• [Exercise]
Copy each line in which the string "this" occurs.

• [Material to process]
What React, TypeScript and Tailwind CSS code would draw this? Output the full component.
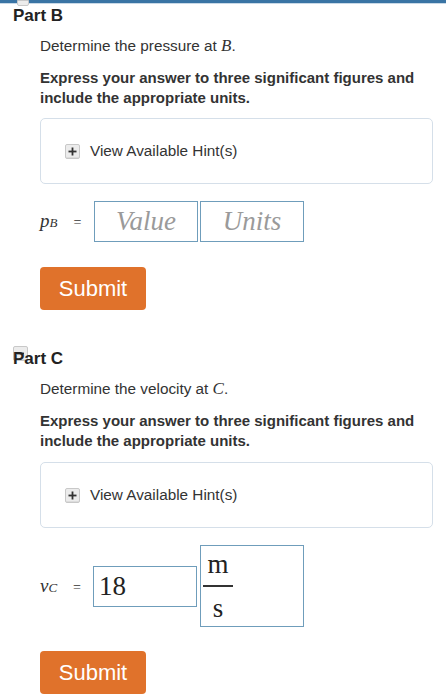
import React from "react";

const sans = { fontFamily: '"Liberation Sans", Arial, sans-serif' };
const serif = { fontFamily: '"Liberation Serif", "Times New Roman", serif' };

function Toggle({ sign }: { sign: "+" | "-" }) {
  return (
    <span className="inline-flex h-[15px] w-[15px] items-center justify-center rounded-[2px] border border-[#c8c8c8] bg-[#ececec] shadow-[inset_0_-1px_0_#dcdcdc]">
      {sign === "+" ? (
        <svg width="9" height="9" viewBox="0 0 9 9">
          <rect x="3.6" y="0.5" width="1.8" height="8" fill="#333" />
          <rect x="0.5" y="3.6" width="8" height="1.8" fill="#333" />
        </svg>
      ) : (
        <svg width="9" height="9" viewBox="0 0 9 9">
          <rect x="1" y="3.6" width="7" height="1.8" fill="#333" />
        </svg>
      )}
    </span>
  );
}

function Hint() {
  return (
    <div className="mr-[13px] flex h-[66px] items-center rounded-[5px] border border-[#d5dfe9] pl-[24px]">
      <Toggle sign="+" />
      <span className="ml-[10px] text-[15.3px] text-[#333]">View Available Hint(s)</span>
    </div>
  );
}

function SubmitBtn() {
  return (
    <button className="flex h-[43px] w-[106px] items-center justify-center rounded-[4px] bg-[#e0722b] text-[22px] text-white">
      Submit
    </button>
  );
}

export default function App() {
  return (
    <div className="relative min-h-[700px] w-[446px] overflow-hidden bg-white" style={sans}>
      <div className="h-[3px] bg-[#3a74a4]" />
      <div className="h-[1px] bg-[#c9d9e7]" />
      <div className="absolute left-[17px] top-0 h-[6px] w-[12px] rounded-b-[2px] border border-[#c8c8c8] bg-[#ececec]" />

      {/* Part B */}
      <div className="pl-[13px] pt-[2px] text-[17px] font-bold leading-[20px] text-[#222]">Part B</div>
      <div className="pl-[40px]">
        <p className="mt-[10px] text-[15.3px] leading-[20px] text-[#333]">
          Determine the pressure at <span className="italic" style={{ ...serif, fontSize: 17 }}>B</span>.
        </p>
        <p className="mt-[12px] pr-[10px] text-[15px] font-bold leading-[20px] text-[#333]">
          Express your answer to three significant figures and include the appropriate units.
        </p>
        <div className="mt-[10px]">
          <Hint />
        </div>
        <div className="mt-[17px] flex items-center">
          <span className="w-[54px] text-[#333]" style={serif}>
            <span className="italic text-[19px]">p</span>
            <span className="italic text-[13px]">B</span>
            <span className="ml-[16px] text-[14px]">=</span>
          </span>
          <div className="flex h-[41px] w-[104px] items-center justify-center border-[1.5px] border-[#6f9dbb]">
            <span className="text-[27px] italic text-[#9a9a9a]" style={serif}>Value</span>
          </div>
          <div className="ml-[2px] flex h-[41px] w-[104px] items-center justify-center border-[1.5px] border-[#6f9dbb]">
            <span className="text-[27px] italic text-[#9a9a9a]" style={serif}>Units</span>
          </div>
        </div>
        <div className="mt-[25px]">
          <SubmitBtn />
        </div>
      </div>

      {/* Part C */}
      <div className="relative mt-[31px] pl-[13px] pt-[8px]">
        <div className="absolute left-[13px] top-0">
          <Toggle sign="-" />
        </div>
        <div className="relative text-[17px] font-bold leading-[20px] text-[#222]">Part C</div>
      </div>
      <div className="pl-[40px]">
        <p className="mt-[10px] text-[15.3px] leading-[20px] text-[#333]">
          Determine the velocity at <span className="italic" style={{ ...serif, fontSize: 17 }}>C</span>.
        </p>
        <p className="mt-[12px] pr-[10px] text-[15px] font-bold leading-[20px] text-[#333]">
          Express your answer to three significant figures and include the appropriate units.
        </p>
        <div className="mt-[11px]">
          <Hint />
        </div>
        <div className="mt-[17px] flex items-center">
          <span className="w-[53px] text-[#333]" style={serif}>
            <span className="italic text-[19px]">v</span>
            <span className="italic text-[13px]">C</span>
            <span className="ml-[16px] text-[14px]">=</span>
          </span>
          <div className="flex h-[41px] w-[104px] items-center border-[1.5px] border-[#6f9dbb] pl-[5px]">
            <span className="text-[27px] text-[#222]" style={serif}>18</span>
          </div>
          <div className="ml-[3px] flex h-[82px] w-[104px] items-center border-[1.5px] border-[#6f9dbb] pl-[2px]">
            <div className="flex flex-col items-center" style={serif}>
              <span className="px-[3px] text-[27px] leading-[24px] text-[#222]">m</span>
              <span className="my-[9px] h-[1.5px] w-[30px] bg-[#333]" />
              <span className="text-[27px] leading-[24px] text-[#222]">s</span>
            </div>
          </div>
        </div>
        <div className="mt-[24px]">
          <SubmitBtn />
        </div>
      </div>
    </div>
  );
}
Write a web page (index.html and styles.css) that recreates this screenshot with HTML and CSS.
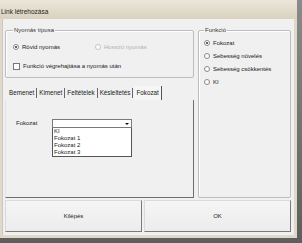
FILE: index.html
```html
<!DOCTYPE html>
<html lang="hu">
<head>
    <meta charset="UTF-8">
    <meta name="viewport" content="width=device-width, initial-scale=1.0">
    <title>Link létrehozása</title>
    <link rel="stylesheet" href="styles.css">
</head>
<body>

    <div class="window">
        <div class="titlebar">Link létrehozása</div>

        <div class="client">
            <div class="main">
                <div class="left">
                    <fieldset class="group press">
                        <legend>Nyomás típusa</legend>
                        <div class="press-row">
                            <label class="opt short"><span class="radio on"></span>Rövid nyomás</label>
                            <label class="opt disabled"><span class="radio"></span>Hosszú nyomás</label>
                        </div>
                        <label class="opt after"><span class="check"></span>Funkció végrehajtása a nyomás után</label>
                    </fieldset>

                    <div class="tabs">
                        <span class="tab">Bemenet</span>
                        <span class="tab">Kimenet</span>
                        <span class="tab">Feltételek</span>
                        <span class="tab">Késleltetés</span>
                        <span class="tab active">Fokozat</span>
                    </div>

                    <div class="panel">
                        <div class="field">
                            <span class="field-label">Fokozat</span>
                            <div class="combo">
                                <div class="combo-box"><span class="arrow"></span></div>
                                <ul class="combo-list">
                                    <li>KI</li>
                                    <li>Fokozat 1</li>
                                    <li>Fokozat 2</li>
                                    <li>Fokozat 3</li>
                                </ul>
                            </div>
                        </div>
                    </div>
                </div>

                <fieldset class="group func">
                    <legend>Funkció</legend>
                    <label class="opt"><span class="radio on"></span>Fokozat</label>
                    <label class="opt"><span class="radio"></span>Sebesség növelés</label>
                    <label class="opt"><span class="radio"></span>Sebesség csökkentés</label>
                    <label class="opt"><span class="radio"></span>KI</label>
                </fieldset>
            </div>

            <div class="buttons">
                <button class="btn exit">Kilépés</button>
                <button class="btn ok">OK</button>
            </div>
        </div>
    </div>

</body>
</html>
```

FILE: styles.css
```css
body {
    margin: 0;
    width: 302px;
    height: 243px;
    background: linear-gradient(#8a8a8a, #5e5e5e);
    font-family: "Liberation Sans", Arial, sans-serif;
    font-size: 6px;
    color: #1a1a1a;
    overflow: hidden;
}
.window {
    width: 297px;
    height: 238px;
    background: #e0d9c8;
    display: flex;
    flex-direction: column;
}
.titlebar {
    height: 19px;
    line-height: 23px;
    padding-left: 1px;
    font-size: 6.5px;
    color: #1e1e1e;
    background: linear-gradient(#ebe6d9, #dad2bf);
}
.client {
    margin: 0 3px 3px 2px;
    flex: 1;
    background: #f0f0f0;
    border-left: 1px solid #c8c8c8;
    padding: 7px 0 3px 2px;
    display: flex;
    flex-direction: column;
}
.main {
    display: flex;
    gap: 4px;
    height: 172px;
}
.left {
    width: 189px;
    display: flex;
    flex-direction: column;
}
.group {
    margin: 0;
    border: 1px solid #bdbdbd;
    border-radius: 2px;
    box-shadow: inset 1px 1px 0 #fff;
}
.group legend {
    padding: 0 1px;
    line-height: 8px;
    color: #333;
}
.press {
    padding: 9px 0 7px 7px;
}
.press-row {
    display: flex;
}
.opt {
    display: flex;
    align-items: center;
    gap: 3px;
    height: 8px;
    line-height: 8px;
    white-space: nowrap;
}
.short {
    width: 82px;
}
.disabled {
    color: #b0b0b0;
}
.after {
    margin-top: 11px;
}
.radio {
    width: 4px;
    height: 4px;
    border: 1px solid #8a8a8a;
    border-radius: 50%;
    background: #fff;
    display: flex;
    align-items: center;
    justify-content: center;
}
.radio.on::after {
    content: "";
    width: 2px;
    height: 2px;
    border-radius: 50%;
    background: #333;
}
.disabled .radio {
    border-color: #c4c4c4;
}
.check {
    width: 5px;
    height: 5px;
    border: 1px solid #777;
    background: #fff;
}
.tabs {
    margin-top: 8px;
    height: 14px;
    display: flex;
    align-items: flex-end;
    padding-left: 2px;
}
.tab {
    line-height: 10px;
    padding: 0 2px;
    border-right: 1px solid #666;
    margin-bottom: 2px;
    font-size: 6.3px;
}
.tab.active {
    margin-left: 1px;
    margin-bottom: 0;
    line-height: 14px;
    background: #f6f6f6;
    border-right-color: #555;
}
.panel {
    flex: 1;
    border-left: 1px solid #e2e2e2;
    border-right: 1px solid #6e6e6e;
    border-bottom: 1px solid #6e6e6e;
    padding: 19px 0 0 10px;
}
.field {
    display: flex;
    align-items: flex-start;
}
.field-label {
    width: 36px;
    line-height: 9px;
}
.combo {
    width: 80px;
}
.combo-box {
    height: 7px;
    border: 1px solid #7a7a7a;
    background: #fff;
    display: flex;
    justify-content: flex-end;
    align-items: center;
    padding-right: 2px;
}
.arrow {
    width: 0;
    height: 0;
    border-left: 2px solid transparent;
    border-right: 2px solid transparent;
    border-top: 2px solid #111;
}
.combo-list {
    list-style: none;
    margin: 0;
    padding: 0 1px;
    border: 1px solid #555;
    border-top: none;
    background: #fff;
}
.combo-list li {
    line-height: 7px;
    font-size: 6px;
}
.func {
    width: 93px;
    box-sizing: border-box;
    padding: 5px 0 0 5px;
    display: flex;
    flex-direction: column;
    gap: 5px;
}
.buttons {
    display: flex;
    gap: 2px;
    margin-top: 2px;
    height: 32px;
}
.btn {
    font-family: inherit;
    font-size: 6px;
    color: #222;
    background: linear-gradient(#f5f5f5, #ececec);
    border: 1px solid #dadada;
    border-right-color: #7a7a7a;
    border-bottom-color: #7a7a7a;
    padding: 0;
}
.exit {
    width: 137px;
}
.ok {
    width: 147px;
}
```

• [Written solution]
What React, TypeScript and Tailwind CSS code would draw this? Output the full component.
Write a web page (index.html and styles.css) that recreates this screenshot with HTML and CSS.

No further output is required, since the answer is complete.